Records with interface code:
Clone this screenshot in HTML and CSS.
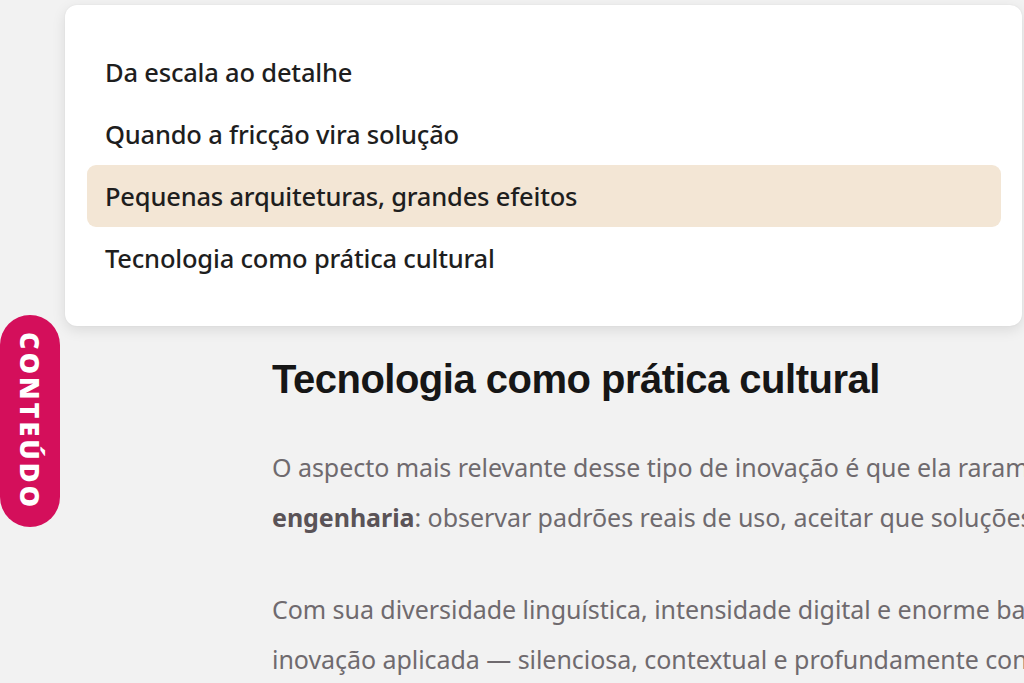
FILE: index.html
```html
<!DOCTYPE html>
<html lang="pt">
<head>
<meta charset="utf-8">
<title>Conteúdo</title>
<link rel="stylesheet" href="styles.css">
</head>
<body>
<nav class="toc">
  <ul class="toc-list">
    <li class="toc-item">Da escala ao detalhe</li>
    <li class="toc-item">Quando a fricção vira solução</li>
    <li class="toc-item is-active">Pequenas arquiteturas, grandes efeitos</li>
    <li class="toc-item">Tecnologia como prática cultural</li>
  </ul>
</nav>
<button class="toc-tab">CONTEÚDO</button>
<main class="article">
  <h2 class="article-title">Tecnologia como prática cultural</h2>
  <p class="article-text">O aspecto mais relevante desse tipo de inovação é que ela raramente nasce apenas da<br><strong>engenharia</strong>: observar padrões reais de uso, aceitar que soluções imperfeitas funcionam.</p>
  <p class="article-text">Com sua diversidade linguística, intensidade digital e enorme base de usuários, o país é<br>inovação aplicada — silenciosa, contextual e profundamente conectada ao cotidiano.</p>
</main>
</body>
</html>
```

FILE: styles.css
```css
html, body {
  margin: 0;
  padding: 0;
}
body {
  background: #f2f2f2;
  width: 1024px;
  height: 683px;
  overflow: hidden;
  position: relative;
  font-family: "Noto Sans", "Open Sans", sans-serif;
}
.toc {
  position: absolute;
  left: 65px;
  top: 5px;
  width: 957px;
  height: 321px;
  box-sizing: border-box;
  background: #ffffff;
  border-radius: 12px;
  box-shadow: 0 4px 14px rgba(0, 0, 0, 0.10), 0 0 2px rgba(0, 0, 0, 0.06);
  padding: 36px 21px 0 22px;
  z-index: 2;
}
.toc-list {
  list-style: none;
  margin: 0;
  padding: 0;
  display: flex;
  flex-direction: column;
}
.toc-item {
  height: 62px;
  display: flex;
  align-items: center;
  padding: 0 18px;
  border-radius: 9px;
  font-size: 25.5px;
  font-weight: 500;
  color: #1e1e1e;
  letter-spacing: -0.2px;
}
.toc-item.is-active {
  background: #f3e6d5;
}
.toc-tab {
  position: absolute;
  left: 0;
  top: 315px;
  width: 60px;
  height: 212px;
  border: none;
  padding: 0;
  border-radius: 30px;
  background: #d40f5b;
  color: #ffffff;
  writing-mode: vertical-rl;
  display: flex;
  align-items: center;
  justify-content: center;
  font-family: "Open Sans", "Noto Sans", sans-serif;
  font-weight: 800;
  font-size: 27px;
  letter-spacing: 3px;
  z-index: 3;
}
.article {
  padding: 346px 0 0 272px;
  width: 752px;
  overflow: hidden;
}
.article-title {
  margin: 0 0 30px;
  font-family: "Liberation Sans", Arial, sans-serif;
  font-weight: 700;
  font-size: 40px;
  line-height: 66px;
  color: #161616;
  letter-spacing: -0.5px;
  white-space: nowrap;
}
.article-text {
  margin: 0 0 42px;
  font-size: 25px;
  line-height: 50px;
  color: #6f6a6e;
  white-space: nowrap;
  letter-spacing: -0.05px;
}
.article-text strong {
  color: #5a5357;
  font-weight: 700;
}
```
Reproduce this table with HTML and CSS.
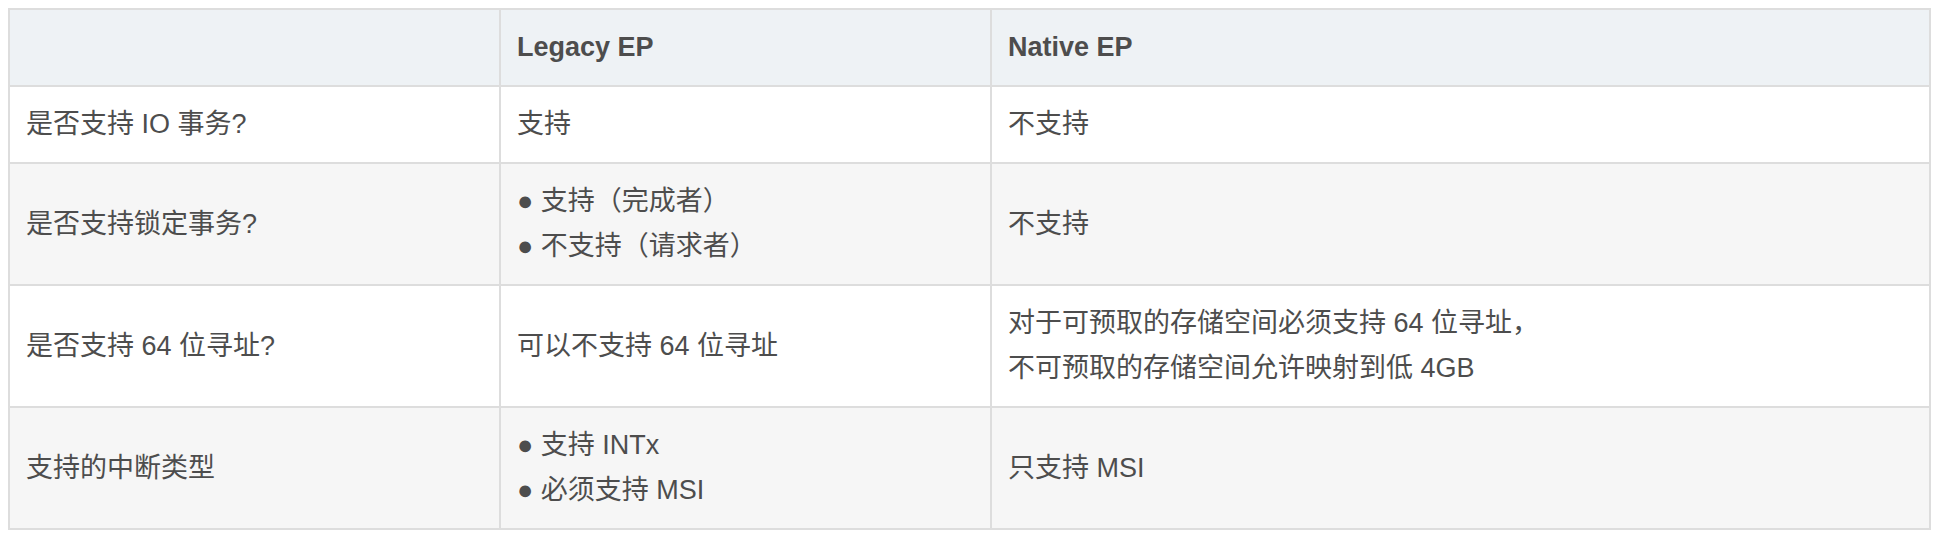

- _EXERCISE GOAL_: Quote the material exactly. Pictures stay out.

- _THE SOLUTION_:
Clone this screenshot in HTML and CSS.
FILE: index.html
```html
<!DOCTYPE html>
<html lang="pt">
<head>
<meta charset="utf-8">
<title>Conteúdo</title>
<link rel="stylesheet" href="styles.css">
</head>
<body>
<nav class="toc">
  <ul class="toc-list">
    <li class="toc-item">Da escala ao detalhe</li>
    <li class="toc-item">Quando a fricção vira solução</li>
    <li class="toc-item is-active">Pequenas arquiteturas, grandes efeitos</li>
    <li class="toc-item">Tecnologia como prática cultural</li>
  </ul>
</nav>
<button class="toc-tab">CONTEÚDO</button>
<main class="article">
  <h2 class="article-title">Tecnologia como prática cultural</h2>
  <p class="article-text">O aspecto mais relevante desse tipo de inovação é que ela raramente nasce apenas da<br><strong>engenharia</strong>: observar padrões reais de uso, aceitar que soluções imperfeitas funcionam.</p>
  <p class="article-text">Com sua diversidade linguística, intensidade digital e enorme base de usuários, o país é<br>inovação aplicada — silenciosa, contextual e profundamente conectada ao cotidiano.</p>
</main>
</body>
</html>
```

FILE: styles.css
```css
html, body {
  margin: 0;
  padding: 0;
}
body {
  background: #f2f2f2;
  width: 1024px;
  height: 683px;
  overflow: hidden;
  position: relative;
  font-family: "Noto Sans", "Open Sans", sans-serif;
}
.toc {
  position: absolute;
  left: 65px;
  top: 5px;
  width: 957px;
  height: 321px;
  box-sizing: border-box;
  background: #ffffff;
  border-radius: 12px;
  box-shadow: 0 4px 14px rgba(0, 0, 0, 0.10), 0 0 2px rgba(0, 0, 0, 0.06);
  padding: 36px 21px 0 22px;
  z-index: 2;
}
.toc-list {
  list-style: none;
  margin: 0;
  padding: 0;
  display: flex;
  flex-direction: column;
}
.toc-item {
  height: 62px;
  display: flex;
  align-items: center;
  padding: 0 18px;
  border-radius: 9px;
  font-size: 25.5px;
  font-weight: 500;
  color: #1e1e1e;
  letter-spacing: -0.2px;
}
.toc-item.is-active {
  background: #f3e6d5;
}
.toc-tab {
  position: absolute;
  left: 0;
  top: 315px;
  width: 60px;
  height: 212px;
  border: none;
  padding: 0;
  border-radius: 30px;
  background: #d40f5b;
  color: #ffffff;
  writing-mode: vertical-rl;
  display: flex;
  align-items: center;
  justify-content: center;
  font-family: "Open Sans", "Noto Sans", sans-serif;
  font-weight: 800;
  font-size: 27px;
  letter-spacing: 3px;
  z-index: 3;
}
.article {
  padding: 346px 0 0 272px;
  width: 752px;
  overflow: hidden;
}
.article-title {
  margin: 0 0 30px;
  font-family: "Liberation Sans", Arial, sans-serif;
  font-weight: 700;
  font-size: 40px;
  line-height: 66px;
  color: #161616;
  letter-spacing: -0.5px;
  white-space: nowrap;
}
.article-text {
  margin: 0 0 42px;
  font-size: 25px;
  line-height: 50px;
  color: #6f6a6e;
  white-space: nowrap;
  letter-spacing: -0.05px;
}
.article-text strong {
  color: #5a5357;
  font-weight: 700;
}
```
Reproduce this table with HTML and CSS.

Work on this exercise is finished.